>>>>
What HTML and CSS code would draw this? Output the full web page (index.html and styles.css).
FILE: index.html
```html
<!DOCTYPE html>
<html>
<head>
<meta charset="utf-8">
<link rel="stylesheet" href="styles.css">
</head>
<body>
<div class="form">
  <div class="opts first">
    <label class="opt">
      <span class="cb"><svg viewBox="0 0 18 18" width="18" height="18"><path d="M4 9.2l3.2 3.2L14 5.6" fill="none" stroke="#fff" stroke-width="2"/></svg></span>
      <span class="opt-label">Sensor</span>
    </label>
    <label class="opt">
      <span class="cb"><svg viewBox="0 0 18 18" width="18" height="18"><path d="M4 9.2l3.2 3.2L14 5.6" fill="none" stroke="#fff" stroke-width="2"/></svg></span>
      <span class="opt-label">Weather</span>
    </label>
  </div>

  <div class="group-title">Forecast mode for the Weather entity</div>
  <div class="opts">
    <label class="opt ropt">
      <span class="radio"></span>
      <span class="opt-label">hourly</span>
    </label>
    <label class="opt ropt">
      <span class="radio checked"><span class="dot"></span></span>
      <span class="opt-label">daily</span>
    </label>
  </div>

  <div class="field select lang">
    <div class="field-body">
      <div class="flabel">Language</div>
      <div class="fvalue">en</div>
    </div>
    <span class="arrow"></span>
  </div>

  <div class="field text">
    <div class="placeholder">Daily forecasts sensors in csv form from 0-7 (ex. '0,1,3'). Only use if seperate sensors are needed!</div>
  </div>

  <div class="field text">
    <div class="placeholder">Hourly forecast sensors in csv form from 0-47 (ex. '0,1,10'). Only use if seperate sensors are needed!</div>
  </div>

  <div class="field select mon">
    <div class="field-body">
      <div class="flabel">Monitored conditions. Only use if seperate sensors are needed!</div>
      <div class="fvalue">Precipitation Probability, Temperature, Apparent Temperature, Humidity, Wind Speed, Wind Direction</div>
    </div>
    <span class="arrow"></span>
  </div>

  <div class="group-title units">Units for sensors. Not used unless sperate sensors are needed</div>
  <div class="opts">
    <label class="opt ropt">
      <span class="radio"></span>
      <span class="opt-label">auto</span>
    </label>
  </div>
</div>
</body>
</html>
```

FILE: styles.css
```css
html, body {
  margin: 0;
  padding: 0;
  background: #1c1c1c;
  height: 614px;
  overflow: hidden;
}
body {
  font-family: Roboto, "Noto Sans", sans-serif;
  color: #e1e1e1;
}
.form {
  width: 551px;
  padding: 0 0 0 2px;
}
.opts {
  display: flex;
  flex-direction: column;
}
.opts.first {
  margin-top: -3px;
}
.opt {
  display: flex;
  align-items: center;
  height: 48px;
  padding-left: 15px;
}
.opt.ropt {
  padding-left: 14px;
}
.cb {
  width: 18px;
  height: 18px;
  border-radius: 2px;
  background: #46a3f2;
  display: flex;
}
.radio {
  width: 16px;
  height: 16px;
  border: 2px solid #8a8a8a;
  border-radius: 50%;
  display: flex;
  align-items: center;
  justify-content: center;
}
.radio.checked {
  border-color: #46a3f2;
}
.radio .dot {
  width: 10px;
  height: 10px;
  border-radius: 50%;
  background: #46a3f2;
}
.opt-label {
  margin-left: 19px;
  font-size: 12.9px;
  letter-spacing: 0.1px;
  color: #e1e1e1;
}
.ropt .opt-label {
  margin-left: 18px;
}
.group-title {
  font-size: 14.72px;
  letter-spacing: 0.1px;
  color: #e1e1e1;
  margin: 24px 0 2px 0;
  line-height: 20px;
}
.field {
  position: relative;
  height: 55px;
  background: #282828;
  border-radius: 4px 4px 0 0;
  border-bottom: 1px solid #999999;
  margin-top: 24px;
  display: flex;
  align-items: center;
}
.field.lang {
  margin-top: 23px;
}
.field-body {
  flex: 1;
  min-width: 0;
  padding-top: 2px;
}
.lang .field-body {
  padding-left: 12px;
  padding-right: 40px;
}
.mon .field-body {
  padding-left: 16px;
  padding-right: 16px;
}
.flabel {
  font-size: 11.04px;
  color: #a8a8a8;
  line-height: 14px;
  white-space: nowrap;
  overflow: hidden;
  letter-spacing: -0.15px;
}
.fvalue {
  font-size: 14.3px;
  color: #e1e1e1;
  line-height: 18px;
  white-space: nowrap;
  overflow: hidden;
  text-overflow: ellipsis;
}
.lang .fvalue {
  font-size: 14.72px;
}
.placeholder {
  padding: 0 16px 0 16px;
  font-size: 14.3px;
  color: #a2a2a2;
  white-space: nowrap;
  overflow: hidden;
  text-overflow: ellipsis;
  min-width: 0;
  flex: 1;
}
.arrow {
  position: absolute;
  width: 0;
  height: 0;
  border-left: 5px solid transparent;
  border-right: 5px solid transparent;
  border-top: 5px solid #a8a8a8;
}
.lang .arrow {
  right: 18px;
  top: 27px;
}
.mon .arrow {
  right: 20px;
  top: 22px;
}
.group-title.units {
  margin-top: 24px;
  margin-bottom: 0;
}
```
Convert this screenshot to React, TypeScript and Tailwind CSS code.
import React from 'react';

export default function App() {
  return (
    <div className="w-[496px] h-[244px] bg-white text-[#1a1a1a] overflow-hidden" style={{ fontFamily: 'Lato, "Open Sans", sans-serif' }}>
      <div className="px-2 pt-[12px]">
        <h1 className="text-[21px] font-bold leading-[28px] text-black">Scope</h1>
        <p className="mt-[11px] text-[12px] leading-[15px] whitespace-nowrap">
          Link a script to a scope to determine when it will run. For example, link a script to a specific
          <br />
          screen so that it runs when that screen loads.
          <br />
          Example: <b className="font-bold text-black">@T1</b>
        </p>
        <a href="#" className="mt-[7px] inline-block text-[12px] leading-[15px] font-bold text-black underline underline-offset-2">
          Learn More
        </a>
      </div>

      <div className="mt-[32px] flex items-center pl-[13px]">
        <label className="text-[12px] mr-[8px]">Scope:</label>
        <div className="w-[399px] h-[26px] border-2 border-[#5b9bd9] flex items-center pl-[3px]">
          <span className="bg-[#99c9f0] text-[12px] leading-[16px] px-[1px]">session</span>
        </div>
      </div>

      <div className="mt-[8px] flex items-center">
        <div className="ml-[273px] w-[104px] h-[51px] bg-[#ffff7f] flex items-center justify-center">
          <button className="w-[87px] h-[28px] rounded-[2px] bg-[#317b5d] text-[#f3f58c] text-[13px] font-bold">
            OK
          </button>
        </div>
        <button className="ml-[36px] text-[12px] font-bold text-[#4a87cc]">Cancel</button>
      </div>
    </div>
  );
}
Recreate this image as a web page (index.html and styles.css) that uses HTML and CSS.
<<<<
● Problem statement: Print every entry exactly as it appears.

● Task output:
What HTML and CSS code would draw this? Output the full web page (index.html and styles.css).
FILE: index.html
```html
<!DOCTYPE html>
<html>
<head>
<meta charset="utf-8">
<link rel="stylesheet" href="styles.css">
</head>
<body>
<div class="form">
  <div class="opts first">
    <label class="opt">
      <span class="cb"><svg viewBox="0 0 18 18" width="18" height="18"><path d="M4 9.2l3.2 3.2L14 5.6" fill="none" stroke="#fff" stroke-width="2"/></svg></span>
      <span class="opt-label">Sensor</span>
    </label>
    <label class="opt">
      <span class="cb"><svg viewBox="0 0 18 18" width="18" height="18"><path d="M4 9.2l3.2 3.2L14 5.6" fill="none" stroke="#fff" stroke-width="2"/></svg></span>
      <span class="opt-label">Weather</span>
    </label>
  </div>

  <div class="group-title">Forecast mode for the Weather entity</div>
  <div class="opts">
    <label class="opt ropt">
      <span class="radio"></span>
      <span class="opt-label">hourly</span>
    </label>
    <label class="opt ropt">
      <span class="radio checked"><span class="dot"></span></span>
      <span class="opt-label">daily</span>
    </label>
  </div>

  <div class="field select lang">
    <div class="field-body">
      <div class="flabel">Language</div>
      <div class="fvalue">en</div>
    </div>
    <span class="arrow"></span>
  </div>

  <div class="field text">
    <div class="placeholder">Daily forecasts sensors in csv form from 0-7 (ex. '0,1,3'). Only use if seperate sensors are needed!</div>
  </div>

  <div class="field text">
    <div class="placeholder">Hourly forecast sensors in csv form from 0-47 (ex. '0,1,10'). Only use if seperate sensors are needed!</div>
  </div>

  <div class="field select mon">
    <div class="field-body">
      <div class="flabel">Monitored conditions. Only use if seperate sensors are needed!</div>
      <div class="fvalue">Precipitation Probability, Temperature, Apparent Temperature, Humidity, Wind Speed, Wind Direction</div>
    </div>
    <span class="arrow"></span>
  </div>

  <div class="group-title units">Units for sensors. Not used unless sperate sensors are needed</div>
  <div class="opts">
    <label class="opt ropt">
      <span class="radio"></span>
      <span class="opt-label">auto</span>
    </label>
  </div>
</div>
</body>
</html>
```

FILE: styles.css
```css
html, body {
  margin: 0;
  padding: 0;
  background: #1c1c1c;
  height: 614px;
  overflow: hidden;
}
body {
  font-family: Roboto, "Noto Sans", sans-serif;
  color: #e1e1e1;
}
.form {
  width: 551px;
  padding: 0 0 0 2px;
}
.opts {
  display: flex;
  flex-direction: column;
}
.opts.first {
  margin-top: -3px;
}
.opt {
  display: flex;
  align-items: center;
  height: 48px;
  padding-left: 15px;
}
.opt.ropt {
  padding-left: 14px;
}
.cb {
  width: 18px;
  height: 18px;
  border-radius: 2px;
  background: #46a3f2;
  display: flex;
}
.radio {
  width: 16px;
  height: 16px;
  border: 2px solid #8a8a8a;
  border-radius: 50%;
  display: flex;
  align-items: center;
  justify-content: center;
}
.radio.checked {
  border-color: #46a3f2;
}
.radio .dot {
  width: 10px;
  height: 10px;
  border-radius: 50%;
  background: #46a3f2;
}
.opt-label {
  margin-left: 19px;
  font-size: 12.9px;
  letter-spacing: 0.1px;
  color: #e1e1e1;
}
.ropt .opt-label {
  margin-left: 18px;
}
.group-title {
  font-size: 14.72px;
  letter-spacing: 0.1px;
  color: #e1e1e1;
  margin: 24px 0 2px 0;
  line-height: 20px;
}
.field {
  position: relative;
  height: 55px;
  background: #282828;
  border-radius: 4px 4px 0 0;
  border-bottom: 1px solid #999999;
  margin-top: 24px;
  display: flex;
  align-items: center;
}
.field.lang {
  margin-top: 23px;
}
.field-body {
  flex: 1;
  min-width: 0;
  padding-top: 2px;
}
.lang .field-body {
  padding-left: 12px;
  padding-right: 40px;
}
.mon .field-body {
  padding-left: 16px;
  padding-right: 16px;
}
.flabel {
  font-size: 11.04px;
  color: #a8a8a8;
  line-height: 14px;
  white-space: nowrap;
  overflow: hidden;
  letter-spacing: -0.15px;
}
.fvalue {
  font-size: 14.3px;
  color: #e1e1e1;
  line-height: 18px;
  white-space: nowrap;
  overflow: hidden;
  text-overflow: ellipsis;
}
.lang .fvalue {
  font-size: 14.72px;
}
.placeholder {
  padding: 0 16px 0 16px;
  font-size: 14.3px;
  color: #a2a2a2;
  white-space: nowrap;
  overflow: hidden;
  text-overflow: ellipsis;
  min-width: 0;
  flex: 1;
}
.arrow {
  position: absolute;
  width: 0;
  height: 0;
  border-left: 5px solid transparent;
  border-right: 5px solid transparent;
  border-top: 5px solid #a8a8a8;
}
.lang .arrow {
  right: 18px;
  top: 27px;
}
.mon .arrow {
  right: 20px;
  top: 22px;
}
.group-title.units {
  margin-top: 24px;
  margin-bottom: 0;
}
```
Convert this screenshot to React, TypeScript and Tailwind CSS code.
import React from 'react';

export default function App() {
  return (
    <div className="w-[496px] h-[244px] bg-white text-[#1a1a1a] overflow-hidden" style={{ fontFamily: 'Lato, "Open Sans", sans-serif' }}>
      <div className="px-2 pt-[12px]">
        <h1 className="text-[21px] font-bold leading-[28px] text-black">Scope</h1>
        <p className="mt-[11px] text-[12px] leading-[15px] whitespace-nowrap">
          Link a script to a scope to determine when it will run. For example, link a script to a specific
          <br />
          screen so that it runs when that screen loads.
          <br />
          Example: <b className="font-bold text-black">@T1</b>
        </p>
        <a href="#" className="mt-[7px] inline-block text-[12px] leading-[15px] font-bold text-black underline underline-offset-2">
          Learn More
        </a>
      </div>

      <div className="mt-[32px] flex items-center pl-[13px]">
        <label className="text-[12px] mr-[8px]">Scope:</label>
        <div className="w-[399px] h-[26px] border-2 border-[#5b9bd9] flex items-center pl-[3px]">
          <span className="bg-[#99c9f0] text-[12px] leading-[16px] px-[1px]">session</span>
        </div>
      </div>

      <div className="mt-[8px] flex items-center">
        <div className="ml-[273px] w-[104px] h-[51px] bg-[#ffff7f] flex items-center justify-center">
          <button className="w-[87px] h-[28px] rounded-[2px] bg-[#317b5d] text-[#f3f58c] text-[13px] font-bold">
            OK
          </button>
        </div>
        <button className="ml-[36px] text-[12px] font-bold text-[#4a87cc]">Cancel</button>
      </div>
    </div>
  );
}
Recreate this image as a web page (index.html and styles.css) that uses HTML and CSS.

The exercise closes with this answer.